* _INFORMATION PROVIDED_:

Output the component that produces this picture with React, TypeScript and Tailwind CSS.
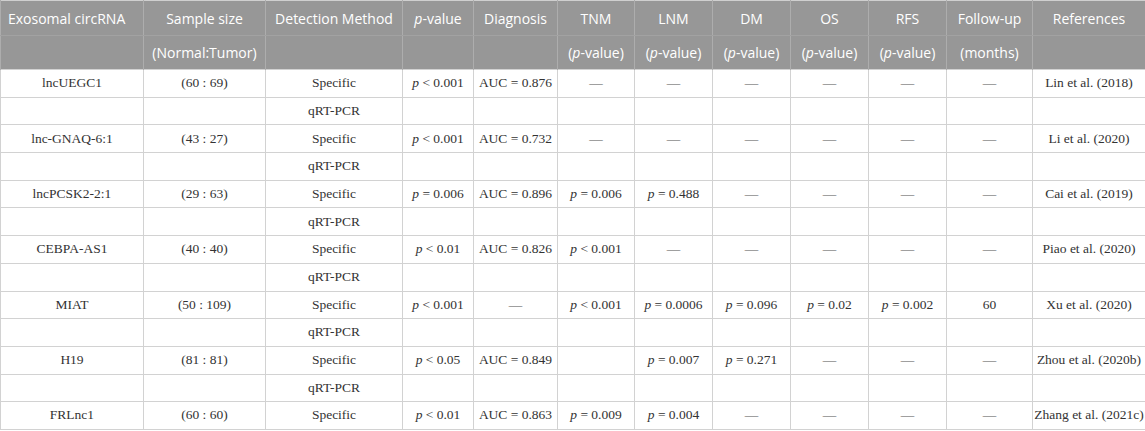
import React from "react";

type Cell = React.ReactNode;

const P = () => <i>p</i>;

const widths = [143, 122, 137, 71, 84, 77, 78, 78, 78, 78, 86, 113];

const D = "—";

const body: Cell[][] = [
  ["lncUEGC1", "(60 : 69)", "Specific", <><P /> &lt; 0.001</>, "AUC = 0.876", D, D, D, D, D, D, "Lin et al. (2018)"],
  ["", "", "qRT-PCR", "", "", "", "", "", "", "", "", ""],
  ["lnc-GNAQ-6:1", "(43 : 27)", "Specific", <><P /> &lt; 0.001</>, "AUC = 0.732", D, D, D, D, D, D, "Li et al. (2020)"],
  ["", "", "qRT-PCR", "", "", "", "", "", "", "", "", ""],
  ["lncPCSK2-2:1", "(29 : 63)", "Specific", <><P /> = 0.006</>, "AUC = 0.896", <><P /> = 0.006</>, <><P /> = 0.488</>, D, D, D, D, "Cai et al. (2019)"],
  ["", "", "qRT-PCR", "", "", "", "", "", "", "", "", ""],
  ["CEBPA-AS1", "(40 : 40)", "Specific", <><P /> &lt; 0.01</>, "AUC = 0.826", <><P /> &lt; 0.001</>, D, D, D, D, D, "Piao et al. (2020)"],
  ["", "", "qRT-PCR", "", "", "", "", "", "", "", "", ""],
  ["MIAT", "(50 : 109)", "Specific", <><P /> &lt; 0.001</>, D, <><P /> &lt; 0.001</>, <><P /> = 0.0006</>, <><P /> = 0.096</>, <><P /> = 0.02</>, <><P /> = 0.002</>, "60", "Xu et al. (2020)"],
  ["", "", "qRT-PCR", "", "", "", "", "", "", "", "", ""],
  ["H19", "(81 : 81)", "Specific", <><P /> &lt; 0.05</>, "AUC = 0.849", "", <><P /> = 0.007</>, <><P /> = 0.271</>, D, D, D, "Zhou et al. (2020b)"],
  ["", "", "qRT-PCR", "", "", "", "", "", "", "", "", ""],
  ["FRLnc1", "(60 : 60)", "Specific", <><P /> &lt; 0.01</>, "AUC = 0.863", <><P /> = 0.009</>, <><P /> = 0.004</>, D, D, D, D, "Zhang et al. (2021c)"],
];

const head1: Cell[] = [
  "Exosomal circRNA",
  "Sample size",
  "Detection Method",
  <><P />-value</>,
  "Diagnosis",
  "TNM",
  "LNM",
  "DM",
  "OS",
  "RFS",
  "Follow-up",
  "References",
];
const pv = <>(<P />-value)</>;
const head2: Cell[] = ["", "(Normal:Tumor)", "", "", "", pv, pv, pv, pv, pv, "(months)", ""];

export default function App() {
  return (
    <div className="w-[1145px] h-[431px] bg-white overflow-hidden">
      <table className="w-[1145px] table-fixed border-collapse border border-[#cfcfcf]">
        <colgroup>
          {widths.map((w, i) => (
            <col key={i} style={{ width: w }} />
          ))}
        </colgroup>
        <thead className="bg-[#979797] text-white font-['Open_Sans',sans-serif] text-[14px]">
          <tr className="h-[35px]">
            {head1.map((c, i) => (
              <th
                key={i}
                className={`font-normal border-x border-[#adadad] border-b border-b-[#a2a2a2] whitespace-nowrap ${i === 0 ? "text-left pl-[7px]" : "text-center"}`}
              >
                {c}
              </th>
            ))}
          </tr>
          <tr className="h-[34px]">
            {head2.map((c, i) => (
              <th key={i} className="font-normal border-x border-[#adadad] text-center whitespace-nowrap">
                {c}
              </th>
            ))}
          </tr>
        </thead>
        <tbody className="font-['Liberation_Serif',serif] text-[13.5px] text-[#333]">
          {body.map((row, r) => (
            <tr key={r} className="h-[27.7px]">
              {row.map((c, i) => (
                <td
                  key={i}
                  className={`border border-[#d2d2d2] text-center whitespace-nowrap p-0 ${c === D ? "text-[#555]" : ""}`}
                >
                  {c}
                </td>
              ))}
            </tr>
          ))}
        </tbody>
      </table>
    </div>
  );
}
--
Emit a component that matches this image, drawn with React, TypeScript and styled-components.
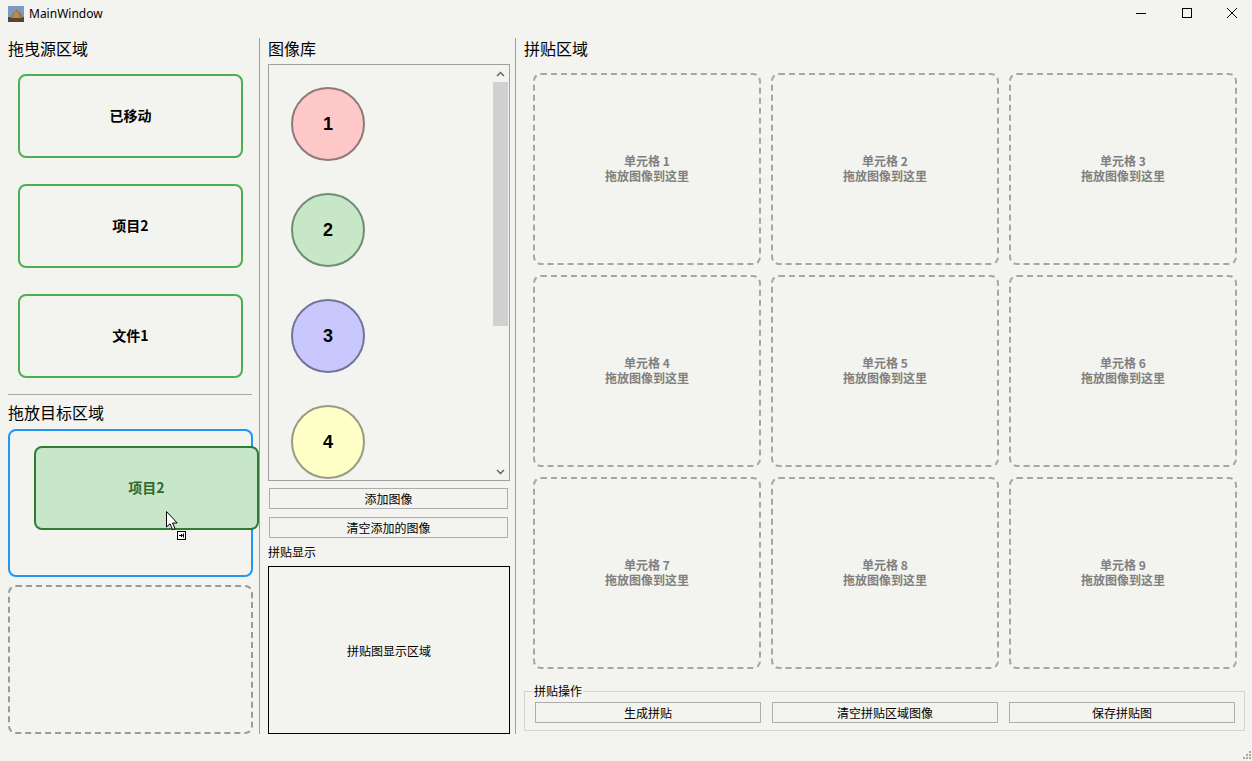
...
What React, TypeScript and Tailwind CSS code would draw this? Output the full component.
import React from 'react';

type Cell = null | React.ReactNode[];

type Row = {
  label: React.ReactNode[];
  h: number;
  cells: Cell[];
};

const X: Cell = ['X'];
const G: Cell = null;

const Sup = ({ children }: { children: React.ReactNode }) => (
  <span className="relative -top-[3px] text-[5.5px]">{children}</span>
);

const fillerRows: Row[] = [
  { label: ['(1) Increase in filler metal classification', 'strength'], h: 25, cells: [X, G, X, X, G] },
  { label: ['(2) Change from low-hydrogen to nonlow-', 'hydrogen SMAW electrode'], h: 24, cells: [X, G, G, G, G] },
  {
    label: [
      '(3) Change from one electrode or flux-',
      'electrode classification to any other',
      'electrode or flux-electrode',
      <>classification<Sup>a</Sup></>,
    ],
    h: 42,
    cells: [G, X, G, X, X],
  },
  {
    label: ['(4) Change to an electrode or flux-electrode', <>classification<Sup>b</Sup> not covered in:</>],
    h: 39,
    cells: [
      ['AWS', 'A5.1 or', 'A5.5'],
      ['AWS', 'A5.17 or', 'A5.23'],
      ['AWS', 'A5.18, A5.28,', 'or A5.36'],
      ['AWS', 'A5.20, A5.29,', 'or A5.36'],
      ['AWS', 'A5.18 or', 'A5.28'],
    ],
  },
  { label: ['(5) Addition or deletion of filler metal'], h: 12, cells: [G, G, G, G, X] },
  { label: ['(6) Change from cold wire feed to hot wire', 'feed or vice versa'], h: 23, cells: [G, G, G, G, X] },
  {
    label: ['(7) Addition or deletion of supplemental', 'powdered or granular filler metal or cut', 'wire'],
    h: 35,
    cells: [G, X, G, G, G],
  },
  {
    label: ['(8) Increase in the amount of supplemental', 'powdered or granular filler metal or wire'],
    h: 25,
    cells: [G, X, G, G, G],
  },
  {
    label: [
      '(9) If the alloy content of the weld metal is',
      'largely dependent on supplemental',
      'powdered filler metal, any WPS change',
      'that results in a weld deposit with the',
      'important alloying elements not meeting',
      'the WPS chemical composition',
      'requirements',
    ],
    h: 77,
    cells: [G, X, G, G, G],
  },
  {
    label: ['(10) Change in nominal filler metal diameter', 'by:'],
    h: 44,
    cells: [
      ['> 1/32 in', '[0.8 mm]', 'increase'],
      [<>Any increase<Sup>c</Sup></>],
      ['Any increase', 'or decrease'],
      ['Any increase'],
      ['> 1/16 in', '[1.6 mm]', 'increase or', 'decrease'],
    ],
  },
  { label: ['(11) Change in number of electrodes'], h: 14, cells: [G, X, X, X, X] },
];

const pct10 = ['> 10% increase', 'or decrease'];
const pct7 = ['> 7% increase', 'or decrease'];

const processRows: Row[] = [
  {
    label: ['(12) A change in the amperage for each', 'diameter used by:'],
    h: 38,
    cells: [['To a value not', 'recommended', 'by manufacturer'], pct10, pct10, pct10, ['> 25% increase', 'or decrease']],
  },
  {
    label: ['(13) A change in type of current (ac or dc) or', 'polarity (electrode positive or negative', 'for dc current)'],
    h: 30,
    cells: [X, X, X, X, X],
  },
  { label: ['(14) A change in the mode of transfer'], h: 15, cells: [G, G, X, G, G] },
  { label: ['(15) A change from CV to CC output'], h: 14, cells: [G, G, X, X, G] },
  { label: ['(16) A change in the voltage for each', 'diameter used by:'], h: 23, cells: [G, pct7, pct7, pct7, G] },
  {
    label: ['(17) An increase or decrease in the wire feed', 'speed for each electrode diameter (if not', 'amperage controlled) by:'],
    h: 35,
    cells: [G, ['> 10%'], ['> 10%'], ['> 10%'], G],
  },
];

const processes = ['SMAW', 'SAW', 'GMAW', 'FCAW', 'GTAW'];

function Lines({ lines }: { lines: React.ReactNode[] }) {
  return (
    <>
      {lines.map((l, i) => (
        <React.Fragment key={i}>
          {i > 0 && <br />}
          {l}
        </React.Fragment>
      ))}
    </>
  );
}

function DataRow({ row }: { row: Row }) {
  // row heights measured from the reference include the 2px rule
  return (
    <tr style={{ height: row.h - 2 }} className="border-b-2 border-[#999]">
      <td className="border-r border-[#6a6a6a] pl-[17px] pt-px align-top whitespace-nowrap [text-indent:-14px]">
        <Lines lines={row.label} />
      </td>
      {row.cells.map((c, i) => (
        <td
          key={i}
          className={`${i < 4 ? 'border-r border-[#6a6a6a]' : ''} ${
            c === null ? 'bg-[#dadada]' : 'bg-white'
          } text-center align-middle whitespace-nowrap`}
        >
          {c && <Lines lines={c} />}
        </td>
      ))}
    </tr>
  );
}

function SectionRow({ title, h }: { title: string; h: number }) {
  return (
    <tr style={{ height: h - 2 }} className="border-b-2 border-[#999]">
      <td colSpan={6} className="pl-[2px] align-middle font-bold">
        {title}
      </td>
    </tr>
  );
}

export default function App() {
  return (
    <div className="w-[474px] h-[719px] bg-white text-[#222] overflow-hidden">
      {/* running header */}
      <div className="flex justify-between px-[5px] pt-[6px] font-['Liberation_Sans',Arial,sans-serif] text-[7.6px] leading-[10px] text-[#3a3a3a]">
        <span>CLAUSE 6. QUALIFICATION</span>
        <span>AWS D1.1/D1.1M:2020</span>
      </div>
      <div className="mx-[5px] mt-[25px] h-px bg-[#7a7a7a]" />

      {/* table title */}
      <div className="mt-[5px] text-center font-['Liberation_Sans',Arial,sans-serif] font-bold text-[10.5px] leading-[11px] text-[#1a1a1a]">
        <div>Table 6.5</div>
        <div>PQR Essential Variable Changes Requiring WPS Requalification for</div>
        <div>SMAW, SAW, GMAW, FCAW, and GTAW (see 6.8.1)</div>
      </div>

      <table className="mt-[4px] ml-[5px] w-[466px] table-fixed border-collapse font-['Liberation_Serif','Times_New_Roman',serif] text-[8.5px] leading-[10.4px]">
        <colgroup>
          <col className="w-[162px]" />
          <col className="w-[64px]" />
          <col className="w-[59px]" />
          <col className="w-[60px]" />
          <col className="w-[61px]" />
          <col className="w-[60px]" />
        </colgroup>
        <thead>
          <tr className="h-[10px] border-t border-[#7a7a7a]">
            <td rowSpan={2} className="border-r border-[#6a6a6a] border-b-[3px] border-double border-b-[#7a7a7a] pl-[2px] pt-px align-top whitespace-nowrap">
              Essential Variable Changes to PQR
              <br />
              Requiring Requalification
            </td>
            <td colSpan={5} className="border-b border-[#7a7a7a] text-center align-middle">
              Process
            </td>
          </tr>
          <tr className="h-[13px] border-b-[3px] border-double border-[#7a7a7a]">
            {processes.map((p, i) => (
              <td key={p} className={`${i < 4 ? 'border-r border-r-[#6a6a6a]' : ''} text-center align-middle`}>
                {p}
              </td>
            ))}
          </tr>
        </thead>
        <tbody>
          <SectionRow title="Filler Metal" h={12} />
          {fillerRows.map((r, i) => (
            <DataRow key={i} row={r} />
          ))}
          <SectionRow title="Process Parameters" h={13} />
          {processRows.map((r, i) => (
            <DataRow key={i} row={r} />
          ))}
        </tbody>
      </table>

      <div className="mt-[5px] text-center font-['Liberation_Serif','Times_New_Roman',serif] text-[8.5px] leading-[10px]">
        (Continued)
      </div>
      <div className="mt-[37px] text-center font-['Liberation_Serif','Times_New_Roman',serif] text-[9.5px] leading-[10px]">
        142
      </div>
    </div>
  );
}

* _DIRECTIONS_: Scan the listing above. Collect all lines with the word "Tailwind".

* _TASK SOLUTION_:
Output the component that produces this picture with React, TypeScript and Tailwind CSS.
What React, TypeScript and Tailwind CSS code would draw this? Output the full component.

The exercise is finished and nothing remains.